→ Written exercise: Transcribe the full listing exactly, and drop every picture.

→ Dataset excerpt:
------------------------------------------------------------------------

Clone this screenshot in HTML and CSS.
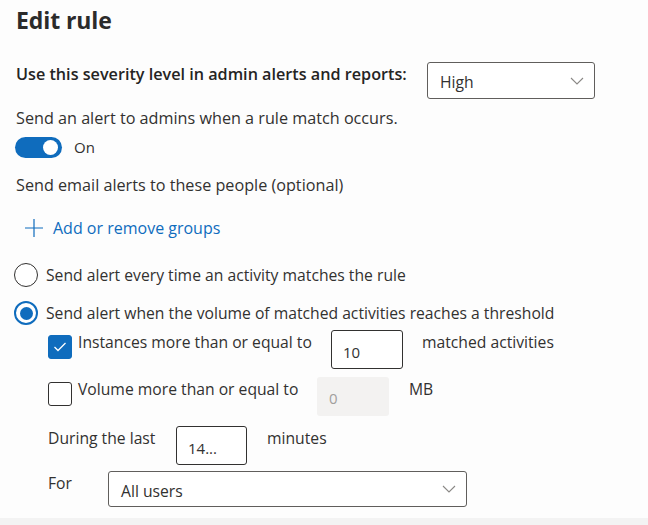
FILE: index.html
```html
<!DOCTYPE html>
<html>
<head>
<meta charset="utf-8">
<link rel="stylesheet" href="styles.css">
</head>
<body>
<div class="panel">
  <h1 class="title">Edit rule</h1>
  <div class="sev-row">
    <div class="sev-label">Use this severity level in admin alerts and reports:</div>
    <div class="select sev-select"><span>High</span><svg class="chev" width="14" height="8" viewBox="0 0 14 8"><path d="M1 1l6 6 6-6" fill="none" stroke="#8a8886" stroke-width="1.1"/></svg></div>
  </div>
  <div class="line l-admins">Send an alert to admins when a rule match occurs.</div>
  <div class="toggle-row">
    <span class="toggle"><span class="knob"></span></span>
    <span class="toggle-text">On</span>
  </div>
  <div class="line l-email">Send email alerts to these people (optional)</div>
  <div class="add-row">
    <svg class="plus" width="18" height="18" viewBox="0 0 18 18"><path d="M9 0v18M0 9h18" stroke="#0f6cbd" stroke-width="1.2"/></svg>
    <span class="add-text">Add or remove groups</span>
  </div>
  <div class="radio-row r1">
    <span class="radio"></span>
    <span class="radio-text">Send alert every time an activity matches the rule</span>
  </div>
  <div class="radio-row r2">
    <span class="radio on"><span class="dot"></span></span>
    <span class="radio-text">Send alert when the volume of matched activities reaches a threshold</span>
  </div>
  <div class="threshold">
    <div class="check-row c1">
      <span class="check on"><svg width="14" height="10" viewBox="0 0 14 10"><path d="M1.5 5l3.5 3.5 7.5-7.5" fill="none" stroke="#fff" stroke-width="1.3"/></svg></span>
      <span class="check-text t1">Instances more than or equal to</span>
      <span class="input in1">10</span>
      <span class="after a1">matched activities</span>
    </div>
    <div class="check-row c2">
      <span class="check"></span>
      <span class="check-text t2">Volume more than or equal to</span>
      <span class="input disabled in2">0</span>
      <span class="after a2">MB</span>
    </div>
    <div class="field-row during">
      <span class="field-label fl1">During the last</span>
      <span class="input in3">14...</span>
      <span class="after a3">minutes</span>
    </div>
    <div class="field-row for">
      <span class="field-label fl2">For</span>
      <div class="select for-select"><span>All users</span><svg class="chev" width="14" height="8" viewBox="0 0 14 8"><path d="M1 1l6 6 6-6" fill="none" stroke="#8a8886" stroke-width="1.1"/></svg></div>
    </div>
  </div>
</div>
<div class="footer"></div>
</body>
</html>
```
FILE: styles.css
```css
html, body {
  margin: 0;
  padding: 0;
  background: #fdfdfd;
}
body {
  width: 648px;
  height: 525px;
  overflow: hidden;
  position: relative;
  font-family: "Open Sans", "Noto Sans", sans-serif;
  font-size: 15.7px;
  color: #323130;
}
.panel {
  padding: 0 16px;
  height: 518px;
}
.title {
  margin: 5px 0 0;
  font-size: 23px;
  line-height: 30px;
  font-weight: 700;
  color: #2b2b2b;
  letter-spacing: -0.1px;
}
.sev-row {
  display: flex;
  align-items: flex-start;
  margin-top: 27px;
}
.sev-label {
  font-weight: 600;
  font-size: 16.2px;
  line-height: 20px;
  padding-top: 2px;
  width: 411px;
  white-space: nowrap;
  color: #252423;
}
.select {
  box-sizing: border-box;
  border: 1px solid #605e5c;
  border-radius: 3px;
  display: flex;
  align-items: center;
  justify-content: space-between;
  padding: 0 10px 0 12px;
  background: #fff;
}
.select span { padding-top: 3px; }
.sev-select {
  width: 168px;
  height: 37px;
}
.for-select {
  width: 359px;
  height: 36px;
}
.line {
  line-height: 20px;
  font-size: 16.2px;
}
.l-admins { margin-top: 9px; }
.toggle-row {
  display: flex;
  align-items: center;
  margin-top: 9px;
  height: 20px;
}
.toggle {
  box-sizing: border-box;
  width: 47px;
  height: 21px;
  border-radius: 11px;
  background: #0f6cbd;
  position: relative;
  display: inline-block;
  margin-left: -1px;
}
.knob {
  position: absolute;
  right: 4px;
  top: 3px;
  width: 15px;
  height: 15px;
  border-radius: 50%;
  background: #fff;
}
.toggle-text {
  margin-left: 12px;
  font-size: 15px;
}
.l-email { margin-top: 18px; }
.add-row {
  display: flex;
  align-items: center;
  margin-top: 23px;
  height: 20px;
  padding-left: 9px;
}
.add-text {
  color: #0f6cbd;
  margin-left: 10px;
  font-size: 16px;
}
.radio-row {
  display: flex;
  align-items: center;
  height: 24px;
}
.r1 { margin-top: 25px; }
.r2 { margin-top: 14px; }
.radio {
  box-sizing: border-box;
  width: 24px;
  height: 24px;
  border-radius: 50%;
  border: 1.5px solid #323130;
  margin-left: -2px;
  display: flex;
  align-items: center;
  justify-content: center;
  background: #fff;
}
.radio.on {
  border: 2px solid #0f6cbd;
}
.dot {
  width: 13px;
  height: 13px;
  border-radius: 50%;
  background: #0f6cbd;
}
.radio-text {
  margin-left: 8px;
}
.threshold {
  padding-left: 32px;
}
.check-row, .field-row {
  display: flex;
  align-items: flex-start;
}
.c1 { margin-top: 5px; }
.c2 { margin-top: 8px; }
.during { margin-top: 10px; }
.for { margin-top: 6px; }
.check {
  box-sizing: border-box;
  width: 24px;
  height: 24px;
  border: 1px solid #323130;
  border-radius: 3px;
  margin-top: 5px;
  display: flex;
  align-items: center;
  justify-content: center;
  background: #fff;
}
.check.on {
  background: #0f6cbd;
  border-color: #0f6cbd;
}
.check-text {
  margin-left: 6px;
  line-height: 20px;
  padding-top: 2px;
  white-space: nowrap;
}
.t1 { width: 253px; }
.t2 { width: 239px; }
.input {
  box-sizing: border-box;
  height: 39px;
  border: 1px solid #323130;
  border-radius: 3px;
  padding: 11px 0 0 11px;
  line-height: 20px;
  background: #fff;
  font-size: 15px;
}
.in1 { width: 72px; }
.in2 { width: 72px; border: none; background: #f3f2f1; color: #a19f9d; padding-left: 12px; }
.in3 { width: 71px; }
.after {
  line-height: 20px;
  padding-top: 2px;
}
.a1 { margin-left: 19px; }
.a2 { margin-left: 20px; }
.a3 { margin-left: 20px; }
.field-label {
  line-height: 20px;
  padding-top: 2px;
}
.fl1 { width: 128px; }
.fl2 { width: 60px; }
.footer {
  position: absolute;
  left: 0;
  right: 0;
  bottom: 0;
  height: 7px;
  background: #f3f3f3;
}
```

------------------------------------------------------------------------

→ Answer to this exercise:
Clone this screenshot in HTML and CSS.
FILE: index.html
```html
<!DOCTYPE html>
<html>
<head>
<meta charset="utf-8">
<link rel="stylesheet" href="styles.css">
</head>
<body>
<div class="panel">
  <h1 class="title">Edit rule</h1>
  <div class="sev-row">
    <div class="sev-label">Use this severity level in admin alerts and reports:</div>
    <div class="select sev-select"><span>High</span><svg class="chev" width="14" height="8" viewBox="0 0 14 8"><path d="M1 1l6 6 6-6" fill="none" stroke="#8a8886" stroke-width="1.1"/></svg></div>
  </div>
  <div class="line l-admins">Send an alert to admins when a rule match occurs.</div>
  <div class="toggle-row">
    <span class="toggle"><span class="knob"></span></span>
    <span class="toggle-text">On</span>
  </div>
  <div class="line l-email">Send email alerts to these people (optional)</div>
  <div class="add-row">
    <svg class="plus" width="18" height="18" viewBox="0 0 18 18"><path d="M9 0v18M0 9h18" stroke="#0f6cbd" stroke-width="1.2"/></svg>
    <span class="add-text">Add or remove groups</span>
  </div>
  <div class="radio-row r1">
    <span class="radio"></span>
    <span class="radio-text">Send alert every time an activity matches the rule</span>
  </div>
  <div class="radio-row r2">
    <span class="radio on"><span class="dot"></span></span>
    <span class="radio-text">Send alert when the volume of matched activities reaches a threshold</span>
  </div>
  <div class="threshold">
    <div class="check-row c1">
      <span class="check on"><svg width="14" height="10" viewBox="0 0 14 10"><path d="M1.5 5l3.5 3.5 7.5-7.5" fill="none" stroke="#fff" stroke-width="1.3"/></svg></span>
      <span class="check-text t1">Instances more than or equal to</span>
      <span class="input in1">10</span>
      <span class="after a1">matched activities</span>
    </div>
    <div class="check-row c2">
      <span class="check"></span>
      <span class="check-text t2">Volume more than or equal to</span>
      <span class="input disabled in2">0</span>
      <span class="after a2">MB</span>
    </div>
    <div class="field-row during">
      <span class="field-label fl1">During the last</span>
      <span class="input in3">14...</span>
      <span class="after a3">minutes</span>
    </div>
    <div class="field-row for">
      <span class="field-label fl2">For</span>
      <div class="select for-select"><span>All users</span><svg class="chev" width="14" height="8" viewBox="0 0 14 8"><path d="M1 1l6 6 6-6" fill="none" stroke="#8a8886" stroke-width="1.1"/></svg></div>
    </div>
  </div>
</div>
<div class="footer"></div>
</body>
</html>
```
FILE: styles.css
```css
html, body {
  margin: 0;
  padding: 0;
  background: #fdfdfd;
}
body {
  width: 648px;
  height: 525px;
  overflow: hidden;
  position: relative;
  font-family: "Open Sans", "Noto Sans", sans-serif;
  font-size: 15.7px;
  color: #323130;
}
.panel {
  padding: 0 16px;
  height: 518px;
}
.title {
  margin: 5px 0 0;
  font-size: 23px;
  line-height: 30px;
  font-weight: 700;
  color: #2b2b2b;
  letter-spacing: -0.1px;
}
.sev-row {
  display: flex;
  align-items: flex-start;
  margin-top: 27px;
}
.sev-label {
  font-weight: 600;
  font-size: 16.2px;
  line-height: 20px;
  padding-top: 2px;
  width: 411px;
  white-space: nowrap;
  color: #252423;
}
.select {
  box-sizing: border-box;
  border: 1px solid #605e5c;
  border-radius: 3px;
  display: flex;
  align-items: center;
  justify-content: space-between;
  padding: 0 10px 0 12px;
  background: #fff;
}
.select span { padding-top: 3px; }
.sev-select {
  width: 168px;
  height: 37px;
}
.for-select {
  width: 359px;
  height: 36px;
}
.line {
  line-height: 20px;
  font-size: 16.2px;
}
.l-admins { margin-top: 9px; }
.toggle-row {
  display: flex;
  align-items: center;
  margin-top: 9px;
  height: 20px;
}
.toggle {
  box-sizing: border-box;
  width: 47px;
  height: 21px;
  border-radius: 11px;
  background: #0f6cbd;
  position: relative;
  display: inline-block;
  margin-left: -1px;
}
.knob {
  position: absolute;
  right: 4px;
  top: 3px;
  width: 15px;
  height: 15px;
  border-radius: 50%;
  background: #fff;
}
.toggle-text {
  margin-left: 12px;
  font-size: 15px;
}
.l-email { margin-top: 18px; }
.add-row {
  display: flex;
  align-items: center;
  margin-top: 23px;
  height: 20px;
  padding-left: 9px;
}
.add-text {
  color: #0f6cbd;
  margin-left: 10px;
  font-size: 16px;
}
.radio-row {
  display: flex;
  align-items: center;
  height: 24px;
}
.r1 { margin-top: 25px; }
.r2 { margin-top: 14px; }
.radio {
  box-sizing: border-box;
  width: 24px;
  height: 24px;
  border-radius: 50%;
  border: 1.5px solid #323130;
  margin-left: -2px;
  display: flex;
  align-items: center;
  justify-content: center;
  background: #fff;
}
.radio.on {
  border: 2px solid #0f6cbd;
}
.dot {
  width: 13px;
  height: 13px;
  border-radius: 50%;
  background: #0f6cbd;
}
.radio-text {
  margin-left: 8px;
}
.threshold {
  padding-left: 32px;
}
.check-row, .field-row {
  display: flex;
  align-items: flex-start;
}
.c1 { margin-top: 5px; }
.c2 { margin-top: 8px; }
.during { margin-top: 10px; }
.for { margin-top: 6px; }
.check {
  box-sizing: border-box;
  width: 24px;
  height: 24px;
  border: 1px solid #323130;
  border-radius: 3px;
  margin-top: 5px;
  display: flex;
  align-items: center;
  justify-content: center;
  background: #fff;
}
.check.on {
  background: #0f6cbd;
  border-color: #0f6cbd;
}
.check-text {
  margin-left: 6px;
  line-height: 20px;
  padding-top: 2px;
  white-space: nowrap;
}
.t1 { width: 253px; }
.t2 { width: 239px; }
.input {
  box-sizing: border-box;
  height: 39px;
  border: 1px solid #323130;
  border-radius: 3px;
  padding: 11px 0 0 11px;
  line-height: 20px;
  background: #fff;
  font-size: 15px;
}
.in1 { width: 72px; }
.in2 { width: 72px; border: none; background: #f3f2f1; color: #a19f9d; padding-left: 12px; }
.in3 { width: 71px; }
.after {
  line-height: 20px;
  padding-top: 2px;
}
.a1 { margin-left: 19px; }
.a2 { margin-left: 20px; }
.a3 { margin-left: 20px; }
.field-label {
  line-height: 20px;
  padding-top: 2px;
}
.fl1 { width: 128px; }
.fl2 { width: 60px; }
.footer {
  position: absolute;
  left: 0;
  right: 0;
  bottom: 0;
  height: 7px;
  background: #f3f3f3;
}
```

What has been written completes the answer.